Out of all the lines below, count those with the word "React". Give the number only.

DATA start

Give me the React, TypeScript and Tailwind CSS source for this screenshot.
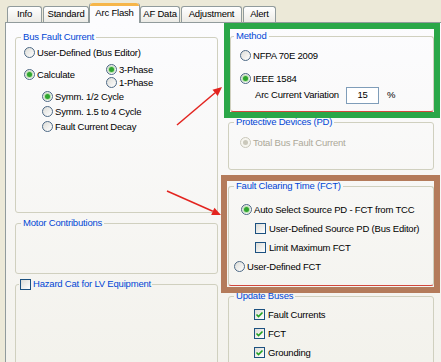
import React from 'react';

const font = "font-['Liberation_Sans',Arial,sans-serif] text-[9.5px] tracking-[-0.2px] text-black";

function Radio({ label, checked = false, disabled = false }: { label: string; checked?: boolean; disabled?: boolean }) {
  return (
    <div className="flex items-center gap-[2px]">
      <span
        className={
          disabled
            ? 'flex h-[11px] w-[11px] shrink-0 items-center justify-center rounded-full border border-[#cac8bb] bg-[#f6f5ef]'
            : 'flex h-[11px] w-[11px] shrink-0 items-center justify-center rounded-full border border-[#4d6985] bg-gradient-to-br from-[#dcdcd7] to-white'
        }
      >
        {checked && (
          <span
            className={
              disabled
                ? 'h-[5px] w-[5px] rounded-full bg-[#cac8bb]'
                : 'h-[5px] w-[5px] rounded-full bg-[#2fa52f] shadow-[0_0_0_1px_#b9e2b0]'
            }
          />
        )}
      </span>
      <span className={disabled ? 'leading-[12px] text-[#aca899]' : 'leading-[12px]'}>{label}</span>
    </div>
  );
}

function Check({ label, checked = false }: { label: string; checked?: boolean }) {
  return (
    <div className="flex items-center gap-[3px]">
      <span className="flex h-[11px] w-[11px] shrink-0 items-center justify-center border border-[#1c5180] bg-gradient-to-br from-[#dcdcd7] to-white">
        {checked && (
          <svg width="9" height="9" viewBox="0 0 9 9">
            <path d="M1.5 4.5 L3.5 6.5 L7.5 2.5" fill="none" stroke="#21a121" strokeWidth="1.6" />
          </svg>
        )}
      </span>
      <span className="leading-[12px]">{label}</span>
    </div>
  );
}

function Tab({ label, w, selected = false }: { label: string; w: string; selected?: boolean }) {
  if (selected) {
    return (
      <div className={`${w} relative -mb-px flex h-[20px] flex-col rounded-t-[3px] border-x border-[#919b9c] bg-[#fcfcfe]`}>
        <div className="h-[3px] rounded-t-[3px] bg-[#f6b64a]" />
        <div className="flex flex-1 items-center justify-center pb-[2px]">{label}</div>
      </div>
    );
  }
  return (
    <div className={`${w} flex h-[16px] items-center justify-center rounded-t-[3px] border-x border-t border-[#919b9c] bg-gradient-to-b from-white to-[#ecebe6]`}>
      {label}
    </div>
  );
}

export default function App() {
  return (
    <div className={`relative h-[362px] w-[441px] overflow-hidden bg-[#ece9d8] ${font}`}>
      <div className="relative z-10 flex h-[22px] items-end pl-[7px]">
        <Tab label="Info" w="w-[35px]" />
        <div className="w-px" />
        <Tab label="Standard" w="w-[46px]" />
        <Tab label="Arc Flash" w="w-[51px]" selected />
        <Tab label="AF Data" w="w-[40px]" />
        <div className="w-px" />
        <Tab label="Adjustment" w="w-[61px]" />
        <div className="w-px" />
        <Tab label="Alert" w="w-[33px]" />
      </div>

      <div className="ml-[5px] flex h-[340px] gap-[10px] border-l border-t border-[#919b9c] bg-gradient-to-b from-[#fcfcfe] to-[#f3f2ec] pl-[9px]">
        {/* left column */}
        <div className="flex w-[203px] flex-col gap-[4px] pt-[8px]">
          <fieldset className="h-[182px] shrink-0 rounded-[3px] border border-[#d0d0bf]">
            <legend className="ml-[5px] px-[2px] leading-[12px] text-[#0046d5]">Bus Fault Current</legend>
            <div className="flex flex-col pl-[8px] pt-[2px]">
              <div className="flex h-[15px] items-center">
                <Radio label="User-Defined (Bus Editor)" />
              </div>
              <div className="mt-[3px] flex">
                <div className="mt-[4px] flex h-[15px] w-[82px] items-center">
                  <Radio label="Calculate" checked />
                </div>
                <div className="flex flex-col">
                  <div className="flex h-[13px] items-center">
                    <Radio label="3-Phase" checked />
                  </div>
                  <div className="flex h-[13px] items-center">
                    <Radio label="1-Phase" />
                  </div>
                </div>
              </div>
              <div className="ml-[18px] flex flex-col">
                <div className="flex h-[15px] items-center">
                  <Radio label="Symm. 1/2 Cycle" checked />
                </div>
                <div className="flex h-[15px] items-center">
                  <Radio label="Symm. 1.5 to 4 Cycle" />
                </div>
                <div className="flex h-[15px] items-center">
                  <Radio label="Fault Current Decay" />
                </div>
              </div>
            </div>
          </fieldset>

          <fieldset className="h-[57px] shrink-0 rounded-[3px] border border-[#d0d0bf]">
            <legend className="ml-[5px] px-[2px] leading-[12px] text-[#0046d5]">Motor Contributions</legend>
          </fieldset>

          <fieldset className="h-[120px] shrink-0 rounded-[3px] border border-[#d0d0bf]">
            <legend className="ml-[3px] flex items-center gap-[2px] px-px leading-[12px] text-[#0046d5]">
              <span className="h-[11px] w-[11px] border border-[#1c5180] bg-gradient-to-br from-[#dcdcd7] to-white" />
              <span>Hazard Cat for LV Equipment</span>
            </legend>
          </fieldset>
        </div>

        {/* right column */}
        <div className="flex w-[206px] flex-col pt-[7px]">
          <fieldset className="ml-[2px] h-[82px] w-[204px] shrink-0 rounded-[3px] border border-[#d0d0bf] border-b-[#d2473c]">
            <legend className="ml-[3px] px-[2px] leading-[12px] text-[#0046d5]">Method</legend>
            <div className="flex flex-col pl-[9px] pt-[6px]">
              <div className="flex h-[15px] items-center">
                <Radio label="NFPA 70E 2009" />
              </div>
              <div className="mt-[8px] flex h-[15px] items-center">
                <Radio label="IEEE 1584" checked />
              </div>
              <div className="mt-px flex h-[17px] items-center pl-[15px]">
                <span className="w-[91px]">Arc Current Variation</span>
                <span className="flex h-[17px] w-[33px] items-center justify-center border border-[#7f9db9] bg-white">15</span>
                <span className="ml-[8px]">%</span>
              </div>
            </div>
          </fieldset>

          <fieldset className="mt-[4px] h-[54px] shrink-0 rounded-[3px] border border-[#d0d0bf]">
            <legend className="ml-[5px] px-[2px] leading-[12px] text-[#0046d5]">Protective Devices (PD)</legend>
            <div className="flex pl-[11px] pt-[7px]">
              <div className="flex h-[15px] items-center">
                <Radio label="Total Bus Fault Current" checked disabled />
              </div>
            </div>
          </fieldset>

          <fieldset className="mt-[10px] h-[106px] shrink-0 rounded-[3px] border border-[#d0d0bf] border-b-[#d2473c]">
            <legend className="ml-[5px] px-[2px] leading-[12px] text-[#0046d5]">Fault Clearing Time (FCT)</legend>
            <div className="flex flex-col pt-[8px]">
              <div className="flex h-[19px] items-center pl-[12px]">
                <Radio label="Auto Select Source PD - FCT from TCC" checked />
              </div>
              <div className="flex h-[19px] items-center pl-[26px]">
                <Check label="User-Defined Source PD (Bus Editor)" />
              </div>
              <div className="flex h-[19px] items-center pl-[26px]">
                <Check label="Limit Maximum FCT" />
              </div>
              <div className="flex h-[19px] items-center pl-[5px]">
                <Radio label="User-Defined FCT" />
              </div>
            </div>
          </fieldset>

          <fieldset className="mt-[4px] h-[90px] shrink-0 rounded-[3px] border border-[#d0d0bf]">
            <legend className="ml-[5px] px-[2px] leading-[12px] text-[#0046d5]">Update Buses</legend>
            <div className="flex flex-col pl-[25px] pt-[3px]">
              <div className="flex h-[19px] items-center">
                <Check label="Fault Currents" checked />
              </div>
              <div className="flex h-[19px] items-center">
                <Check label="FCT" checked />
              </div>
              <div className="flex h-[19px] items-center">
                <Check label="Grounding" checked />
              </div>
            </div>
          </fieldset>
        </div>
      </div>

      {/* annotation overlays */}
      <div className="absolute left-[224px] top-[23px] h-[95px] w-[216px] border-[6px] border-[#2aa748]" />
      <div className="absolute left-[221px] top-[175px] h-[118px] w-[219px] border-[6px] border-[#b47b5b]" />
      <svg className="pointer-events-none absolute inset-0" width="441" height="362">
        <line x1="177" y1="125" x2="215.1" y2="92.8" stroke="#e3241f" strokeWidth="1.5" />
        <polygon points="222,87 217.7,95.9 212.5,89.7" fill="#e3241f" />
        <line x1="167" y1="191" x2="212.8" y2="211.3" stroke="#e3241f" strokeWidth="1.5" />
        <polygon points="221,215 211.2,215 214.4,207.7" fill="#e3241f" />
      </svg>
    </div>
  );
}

DATA end

* SOLUTION TO THE PROBLEM *
2